• **Aim**: For each line that holds "React", copy the line out.

• **Recorded information**:

= = = =

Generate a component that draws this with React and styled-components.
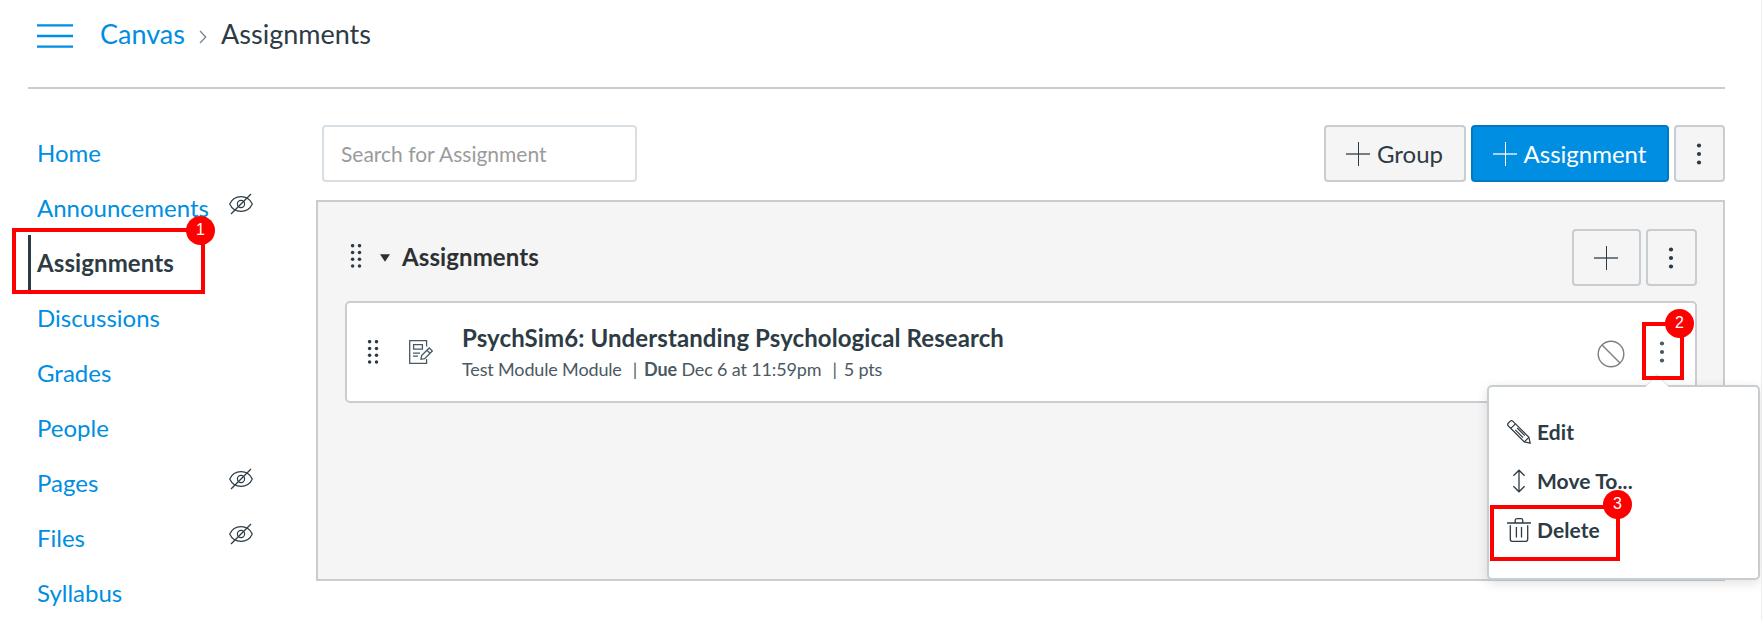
import React from "react";
import styled, { createGlobalStyle } from "styled-components";

const GlobalStyle = createGlobalStyle`
  * {
    box-sizing: border-box;
  }

  body {
    margin: 0;
    background: #fff;
    color: #2d3b45;
    font-family: Lato, "Open Sans", sans-serif;
    font-size: 24px;
    overflow: hidden;
  }
`;

const Page = styled.div`
  position: relative;
  width: 1762px;
  height: 620px;
  padding: 0 36px 0 28px;
  border-right: 1px solid #eeeeef;
  overflow: hidden;
`;

const Header = styled.header`
  display: flex;
  align-items: center;
  height: 89px;
  padding: 0 0 20px 9px;
  border-bottom: 2px solid #c7cdd1;
  font-size: 27px;
`;

const Hamburger = styled.button`
  display: flex;
  width: 36px;
  margin: 5px 27px 0 0;
  padding: 0;
  border: 0;
  background: none;
`;

const Crumb = styled.a`
  color: ${(props) => (props.$current ? "#2d3b45" : "#008ee2")};
  text-decoration: none;
`;

const CrumbArrow = styled.svg`
  margin: 7px 14px 0 14px;
`;

const Main = styled.main`
  display: flex;
  margin-top: 36px;
`;

const Sidebar = styled.nav`
  display: flex;
  flex-direction: column;
  width: 288px;
  flex: none;
`;

const NavItem = styled.a`
  display: flex;
  align-items: center;
  justify-content: space-between;
  height: 55px;
  padding: 0 63px 0 6px;
  border-left: 3px solid ${(props) => (props.$active ? "#2d3b45" : "transparent")};
  color: ${(props) => (props.$active ? "#2d3b45" : "#008ee2")};
  font-weight: ${(props) => (props.$active ? 700 : 400)};
  letter-spacing: ${(props) => (props.$active ? "0.1px" : "normal")};
  text-decoration: none;

  svg {
    flex: none;
    margin-bottom: 7px;
  }
`;

const Content = styled.section`
  flex: 1;
  min-width: 0;
`;

const Toolbar = styled.div`
  display: flex;
  gap: 5px;
  height: 57px;
  padding-left: 6px;
`;

const Search = styled.input`
  width: 315px;
  margin-right: auto;
  padding: 0 17px;
  border: 2px solid #d7dfe5;
  border-radius: 4px;
  font: 400 21px Lato, sans-serif;
  outline: none;

  &::placeholder {
    color: #9b9b9b;
    opacity: 1;
  }
`;

const Button = styled.button`
  display: flex;
  align-items: center;
  justify-content: center;
  gap: 7px;
  width: ${(props) => props.$width}px;
  height: 57px;
  padding: 0 1px 0 0;
  border: 2px solid ${(props) => (props.$primary ? "#0079c1" : "#c7cdd1")};
  border-radius: 4px;
  background: ${(props) => (props.$primary ? "#008ee2" : "#f5f5f5")};
  color: ${(props) => (props.$primary ? "#fff" : "#2d3b45")};
  font: 400 24px Lato, sans-serif;
`;

const Panel = styled.div`
  height: 381px;
  margin-top: 18px;
  padding: 27px 26px 0 27px;
  border: 2px solid #c7cdd1;
  background: #f5f5f5;
`;

const GroupHeader = styled.div`
  display: flex;
  align-items: center;
  gap: 5px;
  padding-left: 5px;

  > svg {
    margin-bottom: 3px;
  }
`;

const GroupTitle = styled.h2`
  display: flex;
  align-items: center;
  gap: 12px;
  margin: 0 auto 3px 13px;
  font-size: 24px;
  font-weight: 700;
  letter-spacing: 0.1px;
  color: #2d3134;

  svg {
    margin-top: 3px;
  }
`;

const Row = styled.div`
  display: flex;
  align-items: center;
  height: 102px;
  margin-top: 15px;
  padding: 0 30px 0 20px;
  border: 2px solid #c7cdd1;
  border-radius: 5px;
  background: #fff;
`;

const RowIcon = styled.div`
  display: flex;
  margin: 0 29px 0 30px;
`;

const RowText = styled.div`
  flex: 1;
`;

const RowTitle = styled.div`
  font-size: 24px;
  line-height: 34px;
  font-weight: 700;
  letter-spacing: 0.1px;
`;

const Details = styled.div`
  display: flex;
  font-size: 18px;
  line-height: 28px;
  letter-spacing: -0.15px;
  color: #4b5963;
  white-space: pre;
`;

const Divider = styled.span`
  margin: 0 7px 0 11px;
`;

const RowActions = styled.div`
  display: flex;
  align-items: center;
  gap: 34px;
`;

const NoIcon = styled.svg`
  margin-top: 3px;
`;

const Menu = styled.div`
  position: absolute;
  left: 1487px;
  top: 385px;
  width: 273px;
  height: 195px;
  padding: 20px 0 0 18px;
  border: 2px solid #c7cdd1;
  border-radius: 5px;
  background: #fff;
  box-shadow: 0 3px 12px rgba(0, 0, 0, 0.12);
`;

const MenuCaret = styled.svg`
  position: absolute;
  left: 155px;
  top: -14px;
`;

const MenuItem = styled.div`
  display: flex;
  align-items: center;
  gap: 6px;
  height: 49px;
  font-size: 21px;
  font-weight: 700;
  letter-spacing: 0.1px;
`;

const Callout = styled.div`
  position: absolute;
  left: ${(props) => props.$x}px;
  top: ${(props) => props.$y}px;
  width: ${(props) => props.$w}px;
  height: ${(props) => props.$h}px;
  border: 4px solid #f00;
`;

const CalloutNumber = styled.span`
  position: absolute;
  right: ${(props) => props.$right}px;
  top: ${(props) => props.$top}px;
  width: 29px;
  height: 29px;
  border-radius: 50%;
  background: #f00;
  color: #fff;
  font: 16px/28px "Liberation Sans", Arial, sans-serif;
  text-align: center;
`;

const HiddenIcon = () => (
  <svg width="24" height="22" viewBox="0 0 24 22" fill="none" stroke="#2d3b45" strokeWidth="1.2">
    <path d="M.7 11C3 6 7 3.6 12 3.6S21 6 23.3 11C21 16 17 18.4 12 18.4S3 16 .7 11Z" />
    <circle cx="12" cy="11" r="3.6" />
    <path d="M2 21 22 1" />
  </svg>
);

const Plus = () => (
  <svg width="24" height="24" viewBox="0 0 24 24" stroke="currentColor" fill="none">
    <path d="M12.5 0V24" />
    <path d="M0 12H24" strokeWidth="1.3" />
  </svg>
);

const Kebab = ({ color = "#2d3b45" }) => (
  <svg width="6" height="24" viewBox="0 0 6 24" fill={color}>
    <circle cx="3" cy="3.5" r="2.1" />
    <circle cx="3" cy="12" r="2.1" />
    <circle cx="3" cy="20.5" r="2.1" />
  </svg>
);

const DragHandle = () => (
  <svg width="12" height="24" viewBox="0 0 12 24" fill="#2d3b45">
    {[1.7, 8.5, 15.3, 22.1].map((y) => (
      <React.Fragment key={y}>
        <circle cx="2.6" cy={y} r="1.75" />
        <circle cx="9.5" cy={y} r="1.75" />
      </React.Fragment>
    ))}
  </svg>
);

const AssignmentIcon = () => (
  <svg width="24" height="24" viewBox="0 0 24 24" fill="none" stroke="#4b5963" strokeWidth="1.3">
    <path d="M17.6 6.5V.7H.7V23.3H17.6V19" />
    <path d="M4.6 4.7H13.4V9.2H4.6Z" />
    <path d="M4 13.1H11M4 16.2H9" />
    <path d="M12 19.3 12.6 15.6 20.2 8 23.3 11 15.7 18.7ZM17.9 10.3 21 13.3" />
  </svg>
);

const PencilIcon = () => (
  <svg width="24" height="24" viewBox="0 0 24 24" fill="none" stroke="#2d3b45" strokeWidth="1.2">
    <path d="M23.2 23.2 17.3 21.9 1.4 6C.4 5 .4 4 1.4 3L3 1.4C4 .4 5 .4 6 1.4L21.9 17.3Z" />
    <path d="M3.8 8.4 8.4 3.8M17.3 21.9 21.9 17.3M8.3 9.9 16 17.6M10.2 8 17.8 15.6" />
  </svg>
);

const MoveIcon = () => (
  <svg width="24" height="24" viewBox="0 0 24 24" fill="none" stroke="#2d3b45" strokeWidth="1.3">
    <path d="M12 1.5V22.5M6.4 6.7 12 1.2 17.6 6.7M6.4 17.3 12 22.8 17.6 17.3" />
  </svg>
);

const TrashIcon = () => (
  <svg width="24" height="24" viewBox="0 0 24 24" fill="none" stroke="#2d3b45" strokeWidth="1.3">
    <path d="M0 5H24M8.2 5V2.5C8.2 1.3 8.9.7 10 .7H14C15.1.7 15.8 1.3 15.8 2.5V5" />
    <path d="M3.3 7.3V21.3C3.3 22.6 4 23.3 5.2 23.3H18.8C20 23.3 20.7 22.6 20.7 21.3V7.3M9.4 9V19.5M14.5 9V19.5" />
  </svg>
);

const links = [
  { label: "Home" },
  { label: "Announcements", hidden: true },
  { label: "Assignments", active: true },
  { label: "Discussions" },
  { label: "Grades" },
  { label: "People" },
  { label: "Pages", hidden: true },
  { label: "Files", hidden: true },
  { label: "Syllabus" },
];

const App = () => {
  return (
    <Page>
      <GlobalStyle />
      <Header>
        <Hamburger aria-label="Menu">
          <svg width="36" height="24" viewBox="0 0 36 24" stroke="#008ee2" strokeWidth="2.3">
            <path d="M0 1.4H36M0 12H36M0 22.6H36" />
          </svg>
        </Hamburger>
        <Crumb>Canvas</Crumb>
        <CrumbArrow width="8" height="14" viewBox="0 0 8 14" fill="none" stroke="#73818c" strokeWidth="1.2">
          <path d="M1 1 6.8 7 1 13" />
        </CrumbArrow>
        <Crumb $current>Assignments</Crumb>
      </Header>

      <Main>
        <Sidebar>
          {links.map((link) => (
            <NavItem key={link.label} $active={link.active}>
              {link.label}
              {link.hidden && <HiddenIcon />}
            </NavItem>
          ))}
        </Sidebar>

        <Content>
          <Toolbar>
            <Search placeholder="Search for Assignment" />
            <Button $width={142}>
              <Plus />
              Group
            </Button>
            <Button $width={198} $primary>
              <Plus />
              Assignment
            </Button>
            <Button $width={51}>
              <Kebab />
            </Button>
          </Toolbar>

          <Panel>
            <GroupHeader>
              <DragHandle />
              <GroupTitle>
                <svg width="10" height="8" viewBox="0 0 10 8" fill="#2d3134">
                  <path d="M0 .3H10L5 7.7Z" />
                </svg>
                Assignments
              </GroupTitle>
              <Button $width={69}>
                <Plus />
              </Button>
              <Button $width={51}>
                <Kebab />
              </Button>
            </GroupHeader>

            <Row>
              <DragHandle />
              <RowIcon>
                <AssignmentIcon />
              </RowIcon>
              <RowText>
                <RowTitle>PsychSim6: Understanding Psychological Research</RowTitle>
                <Details>
                  Test Module Module
                  <Divider>|</Divider>
                  <b>Due</b> Dec 6 at 11:59pm
                  <Divider>|</Divider>5 pts
                </Details>
              </RowText>
              <RowActions>
                <NoIcon width="28" height="28" viewBox="0 0 28 28" fill="none" stroke="#7f7f7f" strokeWidth="1.4">
                  <circle cx="14" cy="14" r="12.8" />
                  <path d="M5 5 23 23" />
                </NoIcon>
                <Kebab color="#4b5963" />
              </RowActions>
            </Row>
          </Panel>
        </Content>
      </Main>

      <Menu>
        <MenuCaret width="26" height="15" viewBox="0 0 26 15">
          <path d="M1 14 13 1.5 25 14V15H1Z" fill="#fff" />
          <path d="M1 14 13 1.5 25 14" fill="none" stroke="#d5d9dc" />
        </MenuCaret>
        <MenuItem>
          <PencilIcon />
          Edit
        </MenuItem>
        <MenuItem>
          <MoveIcon />
          Move To...
        </MenuItem>
        <MenuItem>
          <TrashIcon />
          Delete
        </MenuItem>
      </Menu>

      <Callout $x={12} $y={228} $w={193} $h={66}>
        <CalloutNumber $right={-14} $top={-16}>1</CalloutNumber>
      </Callout>
      <Callout $x={1642} $y={322} $w={42} $h={58}>
        <CalloutNumber $right={-14} $top={-17}>2</CalloutNumber>
      </Callout>
      <Callout $x={1490} $y={505} $w={130} $h={56}>
        <CalloutNumber $right={-16} $top={-19}>3</CalloutNumber>
      </Callout>
    </Page>
  );
};

export default App;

= = = =

• **Solution for this task**:
Generate a component that draws this with React and styled-components.
import React from "react";
      <React.Fragment key={y}>
      </React.Fragment>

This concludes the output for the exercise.